Why Executor Liability Makes Professional Support Matter
Executors carry fiduciary responsibility to the estate and its beneficiaries. Errors carry direct personal consequences. Paying beneficiaries before creditors are properly settled can result in personal liability for the outstanding amounts. Missing creditor claim deadlines or distributing assets prematurely creates legal exposure that can follow the executor long after the estate closes.
Professional management ensures strict adherence to court deadlines and the correct legal sequence for settling debts and distributing assets. This is not simply a matter of efficiency. It is the difference between completing the executor role without personal exposure and facing financial liability for procedural errors.
Software Tools vs. Full-Service Execution
Digital estate settlement tools help executors organize and track the process. They generate checklists, store documents, and provide visual representations of what has been completed. For very simple estates with clear beneficiary designations and no property, these tools can provide sufficient structure.
For most estates, the gap between a complete checklist and a closed estate is measured in hundreds of hours of operational work. Software cannot make phone calls, negotiate creditor balances, file probate documents, or coordinate contractors to clean and sell a property. It cannot wait on hold with financial institutions or track down dormant accounts. A full-service provider does all of this.
How Alix Supports First-Time Executors
Alix is a service that helps families after loss, taking care of estate settlement and the many responsibilities that come with it. Settlement Specialists handle the legal, financial, and personal details with clarity and care, covering estates and trusts of all types and sizes regardless of whether a will is in place or a lawyer is already involved.
The specialist does what a lawyer, CPA, and assistant would each do in their respective roles, plus the dozens of practical tasks that fall between those professional silos. This includes managing probate, handling tax filings, executing asset transfers, organizing property cleanouts, and coordinating the delivery of inherited items to specific family members.
The process begins with a consultation in which an Alix expert reviews the estate and creates a customized plan. The family tracks progress through the Alix app, which provides a clear view of what has been completed and what remains. Alix is backed by Charles Schwab and Edward Jones, is trusted in all 50 states, and has been proven across estates from $20,000 to $20 million.
Frequently Asked Questions
What separates a settlement service from estate settlement software?
Software provides checklists and organizational tools for the executor to follow. A settlement service supplies professionals who perform the tasks, from court filings to creditor negotiations to waiting on hold with financial institutions. The executor remains the responsible legal party but no longer performs the labor.
Can an executor be held personally liable for mistakes?
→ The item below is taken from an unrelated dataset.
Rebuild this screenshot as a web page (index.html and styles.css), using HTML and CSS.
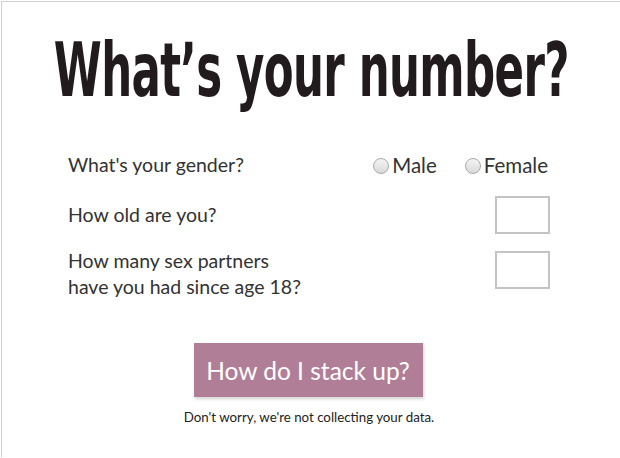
FILE: index.html
```html
<!DOCTYPE html>
<html lang="en">
<head>
    <meta charset="UTF-8">
    <meta name="viewport" content="width=device-width, initial-scale=1.0">
    <title>What's your number?</title>
    <link rel="stylesheet" href="styles.css">
</head>
<body>
    <div class="page">
        <h1 class="title"><span>What’s your number?</span></h1>

        <form class="quiz" onsubmit="return false;">
            <div class="row">
                <label class="question">What's your gender?</label>
                <div class="choices">
                    <label class="choice"><input type="radio" name="gender" value="male">Male</label>
                    <label class="choice"><input type="radio" name="gender" value="female">Female</label>
                </div>
            </div>

            <div class="row row-age">
                <label class="question" for="age">How old are you?</label>
                <input type="text" id="age" class="box">
            </div>

            <div class="row row-partners">
                <label class="question" for="partners">How many sex partners<br>have you had since age 18?</label>
                <input type="text" id="partners" class="box">
            </div>

            <div class="actions">
                <button type="submit" class="btn">How do I stack up?</button>
                <p class="note">Don't worry, we're not collecting your data.</p>
            </div>
        </form>
    </div>
</body>
</html>
```

FILE: styles.css
```css
:root {
    --text-color: #333;
    --button-color: #b17e98;
    --box-border: #c4c4c4;
}

* {
    box-sizing: border-box;
}

body {
    margin: 0;
    background: #fff;
    font-family: Lato, 'Open Sans', sans-serif;
    color: var(--text-color);
}

.page {
    margin: 1px 0 0 1px;
    border-top: 1px solid #d0d0d0;
    border-left: 1px solid #d0d0d0;
    height: 456px;
    overflow: hidden;
}

.title {
    display: flex;
    justify-content: center;
    margin: 0;
    padding-top: 26px;
    height: 150px;
    white-space: nowrap;
    font-family: 'DejaVu Sans Condensed', 'DejaVu Sans', sans-serif;
    font-weight: bold;
    font-size: 75px;
    line-height: 84px;
    color: #221b1e;
    letter-spacing: -1px;
}

.title span {
    flex: none;
    transform: scaleX(0.645);
}

.quiz {
    width: 482px;
    margin: 0 0 0 66px;
}

.row {
    display: flex;
    justify-content: space-between;
    align-items: center;
    font-size: 19.5px;
}

.row-age {
    margin-top: 18px;
}

.row-partners {
    margin-top: 14px;
    align-items: flex-start;
}

.question {
    line-height: 26px;
}

.choices {
    display: flex;
    gap: 28px;
    padding-right: 2px;
    font-size: 20.5px;
}

.choice {
    display: flex;
    align-items: center;
    gap: 3px;
}

.choice input {
    appearance: none;
    -webkit-appearance: none;
    width: 16px;
    height: 16px;
    margin: 2px 0 0 0;
    border: 1px solid #a9a9a9;
    border-radius: 50%;
    background: linear-gradient(#f4f4f4, #d9d9d9);
}

.box {
    flex: none;
    width: 55px;
    height: 38px;
    margin: 0;
    border: 2px solid var(--box-border);
    border-radius: 0;
    background: #fff;
}

.row-partners .box {
    margin-top: 3px;
}

.actions {
    margin-top: 43px;
    text-align: center;
}

.btn {
    width: 229px;
    height: 54px;
    margin-left: -2px;
    border: none;
    background-color: var(--button-color);
    color: #fff;
    font-family: Lato, sans-serif;
    font-size: 24.5px;
    box-shadow: 1px 2px 3px rgba(0, 0, 0, 0.18);
    cursor: pointer;
}

.note {
    margin: 12px 0 0 0;
    font-size: 13.3px;
    color: #222;
}
```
Yes. Executors hold a fiduciary duty to the estate, and errors such as paying beneficiaries before creditors or missing tax deadlines can result in personal financial liability. Professional support significantly reduces the risk of the procedural errors that most commonly expose executors.
What if a lawyer is already involved?
Alix coordinates directly with any attorneys, CPAs, or financial advisors already engaged in the estate, handling the operational and administrative work that falls outside their scope. The service can act as a complete support system or complement existing professionals.
Conclusion
Settling an estate correctly requires execution, not just organization. For first-time executors, the combination of unfamiliar legal obligations, significant time demands, and personal liability risk makes full-service professional support a practical necessity for most standard estates. A service that assigns a dedicated specialist to manage the entire operational process allows the executor to fulfill their legal duties without taking on the role of full-time estate project manager.